The religiously regular nature of the GX-100 chip lends itself to task partitioning. If your task requires, say, six processors, you’ll probably want them next to each other in a 2×3 block. This shortens the communication paths among processors and avoids cutting out oddly shaped “holes” that might orphan some tiles in the 10×10 grid. There’s no requirement that cooperating processor tiles be contiguous; it’s just a good idea. With 100 tiles to work with, you can add or remove processing power in 1% increments.
Adjoining processor tiles can also ignore each other. In other words, the six tiles that handle your network protocols might have nothing to do with the adjacent ten tiles running the operating system. Or the neighboring four tiles handling the user interface. And so on. You can even duplicate tasks, so that two separate 20-tile blocks are both running Apache server software, with both being independent and unaware of each other.
How you actually partition your tasks is mostly up to you. Tilera doesn’t enforce any kind of rigor either in its hardware or its software. If you’re running a multiprocessing operating system (a few of which have been ported to Tilera), it will see the chip as 100 separate processor cores and will launch and kill threads as it sees fit. SMP Linux, for example, will move tasks around as they spawn and die, like a large-scale game of Life.
Under the Hood
If you’ve been following Tilera, you may be familiar with its tile-based approach to multiprocessing. But you’ll still be surprised at the processors themselves. The company has completely ditched the MIPS architecture it used in its previous chips (shipping since 2007) and designed its own 64-bit architecture from scratch. That means all new software tools, and it means existing Tilera code won’t run on the new chips.
Tilera doesn’t see this as much of a problem. For one, there aren’t that many existing Tilera customers around, so there isn’t much existing Tilera code to port. Second, what code there is was probably written in C, and Tilera’s new C compiler will handle the recompilation, no problem. It’s hard to imagine anyone hand-tweaking assembly code for such a beast, but, if you had, you’ll need to rewrite it for the new instruction set.
Paradoxically, Tilera touts the massive GX-100 chip as a “green” power-saving alternative to competing processors. Odd as it sounds, they may have a point. Even with 100 processors all running at 1.2 GHz or so, the chip dissipates about 55 watts. That’s not terrible, and a whole lot less than 100 (or even two) Intel Xeon chips would draw. The company claims the GX-100 is also more power-efficient than anything Cavium, Freescale, or RMI produces. At 55 watts, the GX-100 will need a good strong fan, but it won’t require exotic liquid cooling or its own power station.
So what do you hook this thing up to, apart from several stout power leads? Just about anything you want to, as long as it’s communications-related. The periphery of the GX-100 chip is peppered with every networking controller known to man, including XAUI (eight of them), Interlaken (two 10-lane interfaces), Gigabit Ethernet (32 of those), PCI Express (two 8-lanes and a 4-lane), DDR3 (four separate controllers), two independent crypto accelerators, plus the usual assortment of UARTs, USB, JTAG, I2C, SPI, and so on. What, no RS-232?

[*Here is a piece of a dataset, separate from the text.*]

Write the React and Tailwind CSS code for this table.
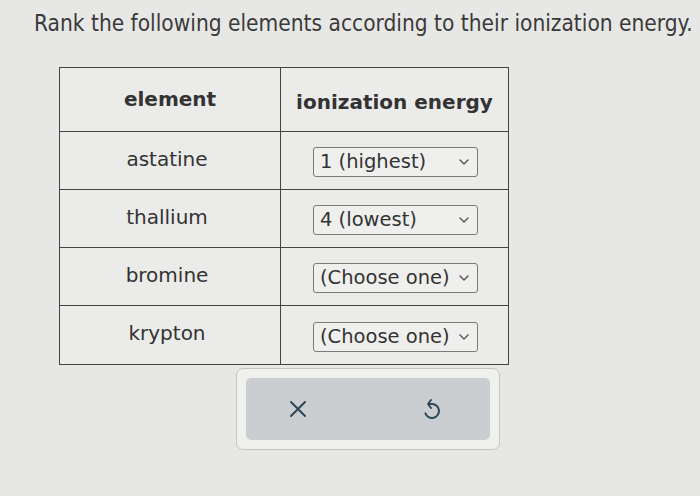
import React from "react";

function Chevron() {
  return (
    <svg width="12" height="8" viewBox="0 0 12 8" className="shrink-0">
      <path d="M2 2 L6 6 L10 2" fill="none" stroke="#555" strokeWidth="1.4" strokeLinecap="round" strokeLinejoin="round" />
    </svg>
  );
}

function Select({ label }) {
  return (
    <div className="flex items-center justify-between w-[165px] h-[30px] border border-[#7a7a7a] rounded-[3px] bg-[#efefed] pl-[6px] pr-[7px] text-[19.5px] text-[#333]">
      <span className="whitespace-nowrap">{label}</span>
      <Chevron />
    </div>
  );
}

export default function App() {
  const rows = [
    ["astatine", "1 (highest)"],
    ["thallium", "4 (lowest)"],
    ["bromine", "(Choose one)"],
    ["krypton", "(Choose one)"],
  ];
  return (
    <div className="w-[700px] h-[496px] bg-[#e7e7e5] overflow-hidden text-[#333]" style={{ fontFamily: '"DejaVu Sans", Verdana, sans-serif' }}>
      <div className="pl-[34px] pt-[9px] text-[22.5px] leading-[28px] whitespace-nowrap text-[#3a3a3a]" style={{ fontFamily: '"DejaVu Sans Condensed", "Liberation Sans Narrow", "DejaVu Sans", sans-serif' }}>
        Rank the following elements according to their ionization energy.
      </div>
      <div className="ml-[59px] mt-[30px] w-[450px] border border-[#444] bg-[#ebebe9]">
        <div className="flex h-[64px] border-b border-[#444]">
          <div className="w-[221px] border-r border-[#444] flex items-center justify-center font-bold text-[20px] pb-[2px]">element</div>
          <div className="flex-1 flex items-center justify-center font-bold text-[20px] pt-[4px]">ionization energy</div>
        </div>
        {rows.map(([el, val], i) => (
          <div key={el} className={`flex h-[58px] ${i < 3 ? "border-b border-[#444]" : ""}`}>
            <div className="w-[221px] border-r border-[#444] flex items-center justify-center text-[20px] pb-[4px] pr-[6px]">{el}</div>
            <div className="flex-1 flex items-center justify-center pl-[2px] pt-[3px]">
              <Select label={val} />
            </div>
          </div>
        ))}
      </div>
      <div className="ml-[236px] mt-[3px] w-[264px] h-[82px] border border-[#c4c4c4] rounded-[7px] bg-[#f0f0ef] p-[9px]">
        <div className="w-full h-full rounded-[5px] bg-[#caced0] flex items-center">
          <div className="w-1/2 flex justify-center pr-[18px]">
            <svg width="20" height="20" viewBox="0 0 20 20">
              <path d="M3 3 L17 17 M17 3 L3 17" stroke="#2f4656" strokeWidth="2" strokeLinecap="round" />
            </svg>
          </div>
          <div className="w-1/2 flex justify-center pl-[6px]">
            <svg width="24" height="24" viewBox="0 0 24 24">
              <path d="M9 7 H12 A7 7 0 1 1 5.4 16.4" fill="none" stroke="#2f4656" strokeWidth="2" strokeLinecap="round" />
              <path d="M11 3 L8 7 L11 11" fill="none" stroke="#2f4656" strokeWidth="2" strokeLinecap="round" strokeLinejoin="round" />
            </svg>
          </div>
        </div>
      </div>
    </div>
  );
}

For the adventurous but less fiscally independent engineer, Tilera is also planning scaled-back versions of the GX-100 that have just 16, 36, or 64 cores. The number of I/O controllers diminishes with the reduction in tile count (mostly because there’s no room on the die or in the package), but otherwise these chips are identical to their big brother. They’re still awesome, just less awesome.
For programmers, tackling a Tilera chip must be a daunting task. It’s an entirely new instruction set and processor architecture, combined with the vagaries of interprocessor communication, shared caches, and load balancing. It doesn’t have to be complex, but it could very rapidly become so. Dabbling with the 16-tile version may be the way to start. The Tilera chips are nothing if not scalable, so learning one means you’ve cracked them all. Or you could just try overclocking that 8051 for a few more years.